Your instructions:
Show all lines holding the string "this".

──────── Available records

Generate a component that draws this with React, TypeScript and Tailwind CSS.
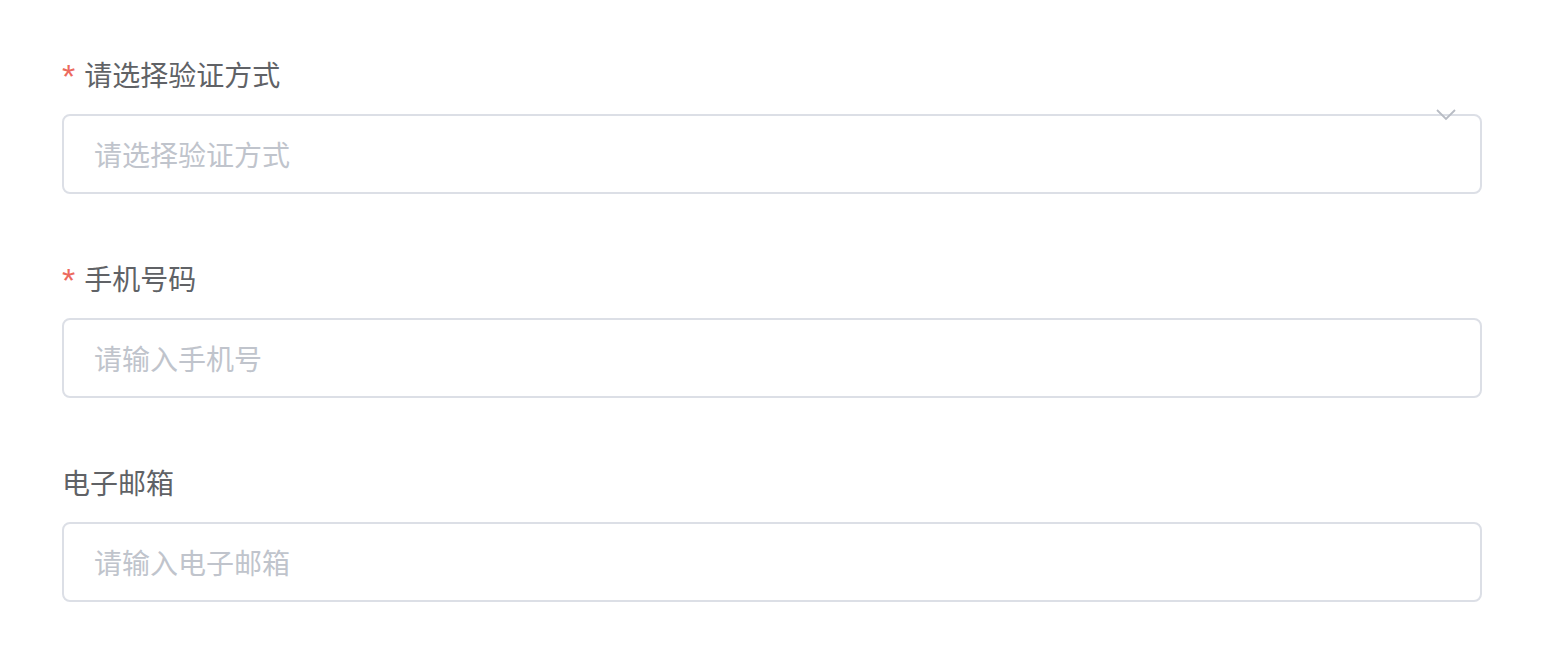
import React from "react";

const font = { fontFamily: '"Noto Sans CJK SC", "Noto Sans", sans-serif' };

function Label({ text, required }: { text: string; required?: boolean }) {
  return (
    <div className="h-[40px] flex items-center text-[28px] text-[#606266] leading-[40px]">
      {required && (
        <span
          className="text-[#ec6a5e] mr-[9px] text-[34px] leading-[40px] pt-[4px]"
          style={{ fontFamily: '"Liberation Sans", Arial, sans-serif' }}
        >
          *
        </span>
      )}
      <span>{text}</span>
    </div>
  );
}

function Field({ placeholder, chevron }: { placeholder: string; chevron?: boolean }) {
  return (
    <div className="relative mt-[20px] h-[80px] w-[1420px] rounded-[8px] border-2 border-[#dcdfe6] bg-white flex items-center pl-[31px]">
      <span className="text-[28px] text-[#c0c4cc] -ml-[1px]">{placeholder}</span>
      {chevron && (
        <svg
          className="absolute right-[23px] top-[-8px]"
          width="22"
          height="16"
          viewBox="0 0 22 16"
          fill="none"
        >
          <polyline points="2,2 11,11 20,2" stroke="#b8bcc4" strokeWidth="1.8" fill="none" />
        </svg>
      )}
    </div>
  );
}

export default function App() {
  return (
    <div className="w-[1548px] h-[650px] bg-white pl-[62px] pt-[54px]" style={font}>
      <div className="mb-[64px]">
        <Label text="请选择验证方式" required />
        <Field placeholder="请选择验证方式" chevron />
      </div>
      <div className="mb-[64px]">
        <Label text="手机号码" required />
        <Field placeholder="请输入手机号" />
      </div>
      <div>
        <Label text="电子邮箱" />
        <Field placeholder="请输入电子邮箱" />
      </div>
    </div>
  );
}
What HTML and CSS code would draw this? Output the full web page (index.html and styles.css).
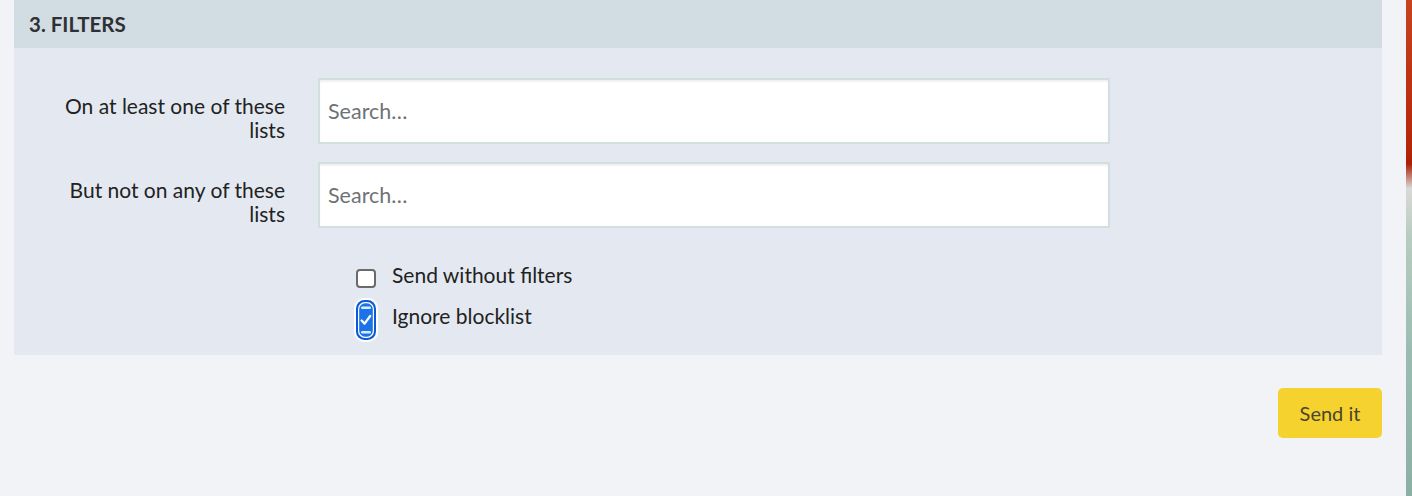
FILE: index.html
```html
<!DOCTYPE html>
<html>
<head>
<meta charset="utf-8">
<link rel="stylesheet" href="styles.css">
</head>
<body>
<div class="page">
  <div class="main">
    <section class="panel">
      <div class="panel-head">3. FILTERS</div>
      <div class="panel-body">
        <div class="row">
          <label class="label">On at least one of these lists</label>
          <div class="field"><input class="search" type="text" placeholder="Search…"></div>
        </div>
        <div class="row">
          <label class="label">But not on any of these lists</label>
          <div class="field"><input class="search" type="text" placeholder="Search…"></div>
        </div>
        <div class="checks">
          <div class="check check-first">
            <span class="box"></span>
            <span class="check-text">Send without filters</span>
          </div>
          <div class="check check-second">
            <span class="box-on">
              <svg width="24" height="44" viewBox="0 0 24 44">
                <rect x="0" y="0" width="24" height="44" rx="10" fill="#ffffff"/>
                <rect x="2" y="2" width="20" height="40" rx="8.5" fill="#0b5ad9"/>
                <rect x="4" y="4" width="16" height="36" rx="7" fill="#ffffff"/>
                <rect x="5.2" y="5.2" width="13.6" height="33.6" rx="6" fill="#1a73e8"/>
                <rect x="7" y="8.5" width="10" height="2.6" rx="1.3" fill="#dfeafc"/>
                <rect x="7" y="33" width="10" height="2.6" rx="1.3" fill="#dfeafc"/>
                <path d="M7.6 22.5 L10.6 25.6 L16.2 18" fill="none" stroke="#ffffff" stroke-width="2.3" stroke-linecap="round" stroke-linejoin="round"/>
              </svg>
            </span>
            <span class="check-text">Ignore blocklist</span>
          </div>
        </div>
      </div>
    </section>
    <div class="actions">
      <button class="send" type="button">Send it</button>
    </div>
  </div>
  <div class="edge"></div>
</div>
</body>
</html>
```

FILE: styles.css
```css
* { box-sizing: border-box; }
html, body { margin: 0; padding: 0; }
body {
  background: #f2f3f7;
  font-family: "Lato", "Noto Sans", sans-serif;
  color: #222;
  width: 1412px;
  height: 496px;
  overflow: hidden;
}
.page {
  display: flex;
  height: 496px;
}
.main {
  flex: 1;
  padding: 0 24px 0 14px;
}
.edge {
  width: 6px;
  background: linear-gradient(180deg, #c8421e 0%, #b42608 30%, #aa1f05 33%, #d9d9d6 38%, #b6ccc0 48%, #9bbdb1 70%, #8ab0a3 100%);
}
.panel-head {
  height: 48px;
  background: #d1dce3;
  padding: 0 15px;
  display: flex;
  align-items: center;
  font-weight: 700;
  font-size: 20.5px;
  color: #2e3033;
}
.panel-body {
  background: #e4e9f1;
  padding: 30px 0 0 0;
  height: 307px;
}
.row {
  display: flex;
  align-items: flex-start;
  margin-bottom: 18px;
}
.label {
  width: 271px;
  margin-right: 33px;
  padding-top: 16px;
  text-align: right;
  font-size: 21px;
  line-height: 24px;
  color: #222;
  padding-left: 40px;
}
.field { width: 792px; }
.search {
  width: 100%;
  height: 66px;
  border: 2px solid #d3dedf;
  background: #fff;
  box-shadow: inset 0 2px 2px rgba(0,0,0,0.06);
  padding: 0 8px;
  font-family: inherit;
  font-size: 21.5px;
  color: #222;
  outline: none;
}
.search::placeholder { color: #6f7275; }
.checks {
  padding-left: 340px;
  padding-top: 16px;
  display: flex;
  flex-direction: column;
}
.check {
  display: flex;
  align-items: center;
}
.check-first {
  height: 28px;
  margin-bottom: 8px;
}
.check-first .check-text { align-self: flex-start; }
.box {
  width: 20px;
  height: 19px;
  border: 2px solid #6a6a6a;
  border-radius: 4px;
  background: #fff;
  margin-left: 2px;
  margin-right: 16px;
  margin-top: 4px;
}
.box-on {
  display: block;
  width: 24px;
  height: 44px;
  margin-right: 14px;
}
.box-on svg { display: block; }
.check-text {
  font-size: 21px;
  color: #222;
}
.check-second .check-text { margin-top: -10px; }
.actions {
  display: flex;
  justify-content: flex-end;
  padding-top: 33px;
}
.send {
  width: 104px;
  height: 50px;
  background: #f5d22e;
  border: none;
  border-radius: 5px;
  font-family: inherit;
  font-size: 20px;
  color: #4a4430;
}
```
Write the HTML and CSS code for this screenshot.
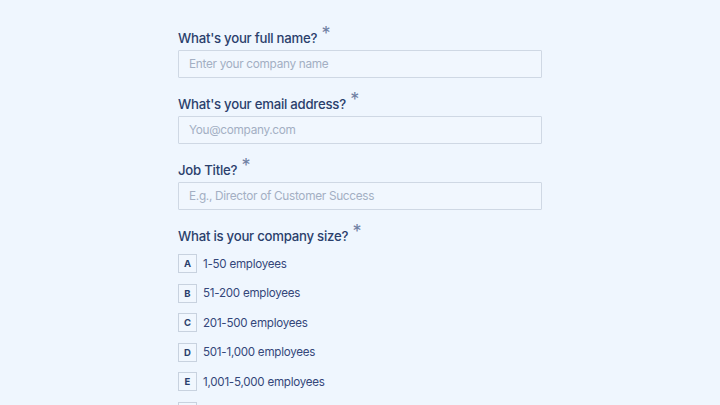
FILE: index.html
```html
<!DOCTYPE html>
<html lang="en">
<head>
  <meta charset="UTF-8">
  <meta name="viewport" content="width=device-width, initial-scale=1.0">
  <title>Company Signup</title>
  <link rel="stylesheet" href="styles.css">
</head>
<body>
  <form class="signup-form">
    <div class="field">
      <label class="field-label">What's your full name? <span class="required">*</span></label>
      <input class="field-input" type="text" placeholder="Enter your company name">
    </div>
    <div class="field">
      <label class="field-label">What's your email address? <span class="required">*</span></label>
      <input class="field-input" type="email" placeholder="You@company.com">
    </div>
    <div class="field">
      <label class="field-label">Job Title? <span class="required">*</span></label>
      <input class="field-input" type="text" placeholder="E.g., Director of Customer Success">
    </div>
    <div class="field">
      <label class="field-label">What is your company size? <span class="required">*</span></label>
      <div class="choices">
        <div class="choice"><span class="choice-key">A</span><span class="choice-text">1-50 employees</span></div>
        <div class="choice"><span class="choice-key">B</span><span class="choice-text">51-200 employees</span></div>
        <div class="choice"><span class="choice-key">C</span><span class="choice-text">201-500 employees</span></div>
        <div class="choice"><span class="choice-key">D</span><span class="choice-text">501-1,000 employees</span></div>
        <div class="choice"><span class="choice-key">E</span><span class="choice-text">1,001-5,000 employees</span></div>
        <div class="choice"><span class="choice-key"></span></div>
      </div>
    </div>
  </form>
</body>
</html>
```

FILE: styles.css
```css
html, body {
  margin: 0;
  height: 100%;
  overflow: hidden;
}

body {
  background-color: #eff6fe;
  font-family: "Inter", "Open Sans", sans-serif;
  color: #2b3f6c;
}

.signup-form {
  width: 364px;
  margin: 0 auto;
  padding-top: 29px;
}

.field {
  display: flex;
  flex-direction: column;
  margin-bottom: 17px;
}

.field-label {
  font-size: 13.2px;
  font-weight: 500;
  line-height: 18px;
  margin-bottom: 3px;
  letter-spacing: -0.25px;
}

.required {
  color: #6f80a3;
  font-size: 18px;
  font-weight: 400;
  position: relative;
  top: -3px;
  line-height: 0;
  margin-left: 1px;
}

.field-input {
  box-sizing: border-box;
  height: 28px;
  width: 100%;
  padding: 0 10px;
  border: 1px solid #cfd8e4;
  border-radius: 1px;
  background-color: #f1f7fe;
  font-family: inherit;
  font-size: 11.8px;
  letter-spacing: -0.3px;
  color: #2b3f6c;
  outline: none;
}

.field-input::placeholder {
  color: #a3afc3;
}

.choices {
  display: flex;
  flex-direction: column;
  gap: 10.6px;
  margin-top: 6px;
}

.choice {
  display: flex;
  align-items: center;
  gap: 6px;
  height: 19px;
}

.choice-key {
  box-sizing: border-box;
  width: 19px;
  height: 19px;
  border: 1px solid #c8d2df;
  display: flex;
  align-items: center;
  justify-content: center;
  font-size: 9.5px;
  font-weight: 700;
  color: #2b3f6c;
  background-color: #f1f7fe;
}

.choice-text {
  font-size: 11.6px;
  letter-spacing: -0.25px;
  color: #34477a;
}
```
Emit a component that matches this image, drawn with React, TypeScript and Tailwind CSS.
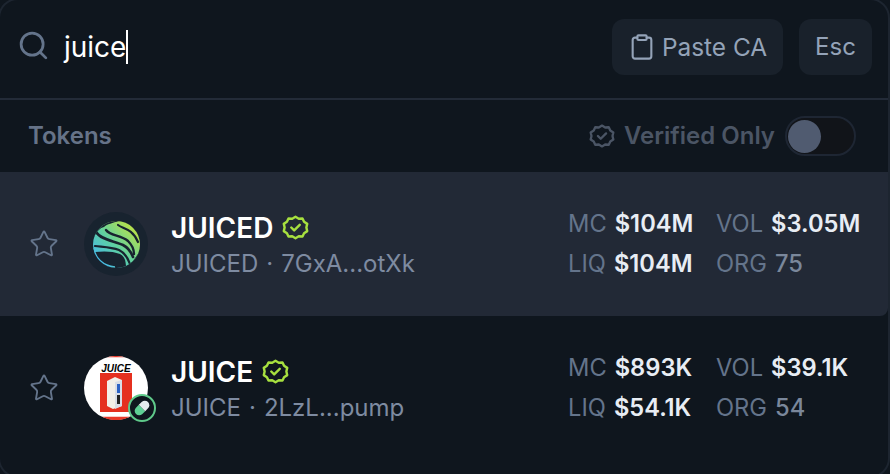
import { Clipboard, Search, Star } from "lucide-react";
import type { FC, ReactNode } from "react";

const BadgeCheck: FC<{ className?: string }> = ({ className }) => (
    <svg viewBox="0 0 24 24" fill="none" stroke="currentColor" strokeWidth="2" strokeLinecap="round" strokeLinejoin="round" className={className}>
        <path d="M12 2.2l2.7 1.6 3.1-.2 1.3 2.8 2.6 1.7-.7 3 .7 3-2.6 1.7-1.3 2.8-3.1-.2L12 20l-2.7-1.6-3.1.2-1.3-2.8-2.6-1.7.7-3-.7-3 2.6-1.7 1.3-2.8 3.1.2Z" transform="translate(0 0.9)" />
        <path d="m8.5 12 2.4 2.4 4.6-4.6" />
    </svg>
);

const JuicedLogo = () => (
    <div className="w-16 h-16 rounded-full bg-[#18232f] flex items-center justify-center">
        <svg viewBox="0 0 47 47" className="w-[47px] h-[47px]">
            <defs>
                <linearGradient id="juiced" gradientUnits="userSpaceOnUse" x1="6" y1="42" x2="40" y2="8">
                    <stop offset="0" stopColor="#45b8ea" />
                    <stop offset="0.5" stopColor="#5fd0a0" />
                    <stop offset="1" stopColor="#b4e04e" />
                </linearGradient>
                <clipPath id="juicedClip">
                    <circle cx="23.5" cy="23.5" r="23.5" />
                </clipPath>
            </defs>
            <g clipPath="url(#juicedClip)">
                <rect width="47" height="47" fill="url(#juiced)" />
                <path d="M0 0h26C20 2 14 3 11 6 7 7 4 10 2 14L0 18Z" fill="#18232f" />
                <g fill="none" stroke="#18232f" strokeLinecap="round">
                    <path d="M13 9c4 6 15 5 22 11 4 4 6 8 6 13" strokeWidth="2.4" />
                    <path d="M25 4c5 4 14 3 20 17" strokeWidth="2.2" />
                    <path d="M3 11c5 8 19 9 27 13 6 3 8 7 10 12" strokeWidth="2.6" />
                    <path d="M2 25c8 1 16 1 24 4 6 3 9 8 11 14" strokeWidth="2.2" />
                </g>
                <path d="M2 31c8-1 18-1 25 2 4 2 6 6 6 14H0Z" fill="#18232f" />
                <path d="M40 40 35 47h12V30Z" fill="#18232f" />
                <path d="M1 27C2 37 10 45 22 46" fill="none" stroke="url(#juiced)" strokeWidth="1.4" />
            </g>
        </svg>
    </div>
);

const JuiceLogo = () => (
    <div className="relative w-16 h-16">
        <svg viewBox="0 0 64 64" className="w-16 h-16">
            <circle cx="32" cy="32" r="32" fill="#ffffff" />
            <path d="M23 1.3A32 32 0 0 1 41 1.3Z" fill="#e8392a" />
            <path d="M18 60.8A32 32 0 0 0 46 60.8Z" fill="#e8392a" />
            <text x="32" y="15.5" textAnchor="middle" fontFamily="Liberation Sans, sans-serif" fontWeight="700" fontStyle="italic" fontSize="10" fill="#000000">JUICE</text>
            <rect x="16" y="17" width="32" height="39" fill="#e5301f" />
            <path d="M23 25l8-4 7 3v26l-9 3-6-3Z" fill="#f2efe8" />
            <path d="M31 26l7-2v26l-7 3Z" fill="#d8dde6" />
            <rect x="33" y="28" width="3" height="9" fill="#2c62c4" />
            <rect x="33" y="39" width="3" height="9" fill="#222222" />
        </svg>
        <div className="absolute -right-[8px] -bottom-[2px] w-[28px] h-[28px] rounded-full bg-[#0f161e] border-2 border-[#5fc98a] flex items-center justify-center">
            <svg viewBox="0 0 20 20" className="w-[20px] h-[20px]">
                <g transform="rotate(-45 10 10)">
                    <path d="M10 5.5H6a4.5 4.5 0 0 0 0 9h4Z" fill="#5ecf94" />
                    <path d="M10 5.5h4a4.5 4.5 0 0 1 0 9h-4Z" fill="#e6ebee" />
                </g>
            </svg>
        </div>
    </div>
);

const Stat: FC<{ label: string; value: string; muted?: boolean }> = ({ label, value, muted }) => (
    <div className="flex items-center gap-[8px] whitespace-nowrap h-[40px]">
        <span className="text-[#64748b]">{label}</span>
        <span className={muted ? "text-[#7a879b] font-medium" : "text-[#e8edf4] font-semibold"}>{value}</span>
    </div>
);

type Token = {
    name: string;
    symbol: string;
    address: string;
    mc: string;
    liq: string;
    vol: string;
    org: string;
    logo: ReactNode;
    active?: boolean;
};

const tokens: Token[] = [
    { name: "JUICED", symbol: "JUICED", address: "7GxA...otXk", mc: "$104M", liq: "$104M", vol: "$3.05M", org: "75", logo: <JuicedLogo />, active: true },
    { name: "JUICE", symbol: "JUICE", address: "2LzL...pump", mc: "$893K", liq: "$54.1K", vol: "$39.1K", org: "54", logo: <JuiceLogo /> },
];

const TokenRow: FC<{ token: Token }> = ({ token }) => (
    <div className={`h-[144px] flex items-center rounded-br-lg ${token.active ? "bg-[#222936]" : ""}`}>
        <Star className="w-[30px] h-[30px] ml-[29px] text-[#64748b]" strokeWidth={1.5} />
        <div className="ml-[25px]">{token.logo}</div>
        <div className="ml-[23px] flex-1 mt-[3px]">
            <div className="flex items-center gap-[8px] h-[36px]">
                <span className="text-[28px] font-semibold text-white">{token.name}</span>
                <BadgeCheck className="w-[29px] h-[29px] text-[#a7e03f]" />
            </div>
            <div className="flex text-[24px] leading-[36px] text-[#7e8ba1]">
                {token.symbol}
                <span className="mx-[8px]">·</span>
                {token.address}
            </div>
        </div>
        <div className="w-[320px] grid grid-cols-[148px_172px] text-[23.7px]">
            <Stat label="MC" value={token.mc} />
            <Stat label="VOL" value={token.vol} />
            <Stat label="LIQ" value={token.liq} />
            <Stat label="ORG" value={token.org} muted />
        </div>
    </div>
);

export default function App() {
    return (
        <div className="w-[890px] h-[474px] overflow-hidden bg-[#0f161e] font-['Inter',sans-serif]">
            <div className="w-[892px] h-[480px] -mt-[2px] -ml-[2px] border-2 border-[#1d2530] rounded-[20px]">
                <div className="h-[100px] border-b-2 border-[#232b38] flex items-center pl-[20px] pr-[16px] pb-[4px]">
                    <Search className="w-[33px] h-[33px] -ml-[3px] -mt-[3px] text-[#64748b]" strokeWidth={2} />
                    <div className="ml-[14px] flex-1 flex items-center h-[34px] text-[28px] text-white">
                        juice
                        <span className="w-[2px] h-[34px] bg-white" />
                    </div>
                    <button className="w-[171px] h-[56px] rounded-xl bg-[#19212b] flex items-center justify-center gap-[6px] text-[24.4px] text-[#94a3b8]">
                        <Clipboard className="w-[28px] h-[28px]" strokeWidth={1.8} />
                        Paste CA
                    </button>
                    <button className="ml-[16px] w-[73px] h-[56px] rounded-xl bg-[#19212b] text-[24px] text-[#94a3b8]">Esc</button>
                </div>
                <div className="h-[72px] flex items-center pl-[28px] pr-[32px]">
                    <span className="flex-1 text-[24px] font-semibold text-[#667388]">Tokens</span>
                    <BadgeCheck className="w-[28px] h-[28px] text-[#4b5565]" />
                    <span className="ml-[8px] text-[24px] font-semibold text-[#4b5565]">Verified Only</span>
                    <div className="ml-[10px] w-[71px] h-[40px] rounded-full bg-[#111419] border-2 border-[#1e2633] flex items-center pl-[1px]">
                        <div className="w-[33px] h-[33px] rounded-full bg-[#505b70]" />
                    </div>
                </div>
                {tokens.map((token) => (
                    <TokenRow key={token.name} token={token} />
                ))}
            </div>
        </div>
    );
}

────────────────

Task solution:
Generate a component that draws this with React, TypeScript and Tailwind CSS.
What HTML and CSS code would draw this? Output the full web page (index.html and styles.css).
Write the HTML and CSS code for this screenshot.
Emit a component that matches this image, drawn with React, TypeScript and Tailwind CSS.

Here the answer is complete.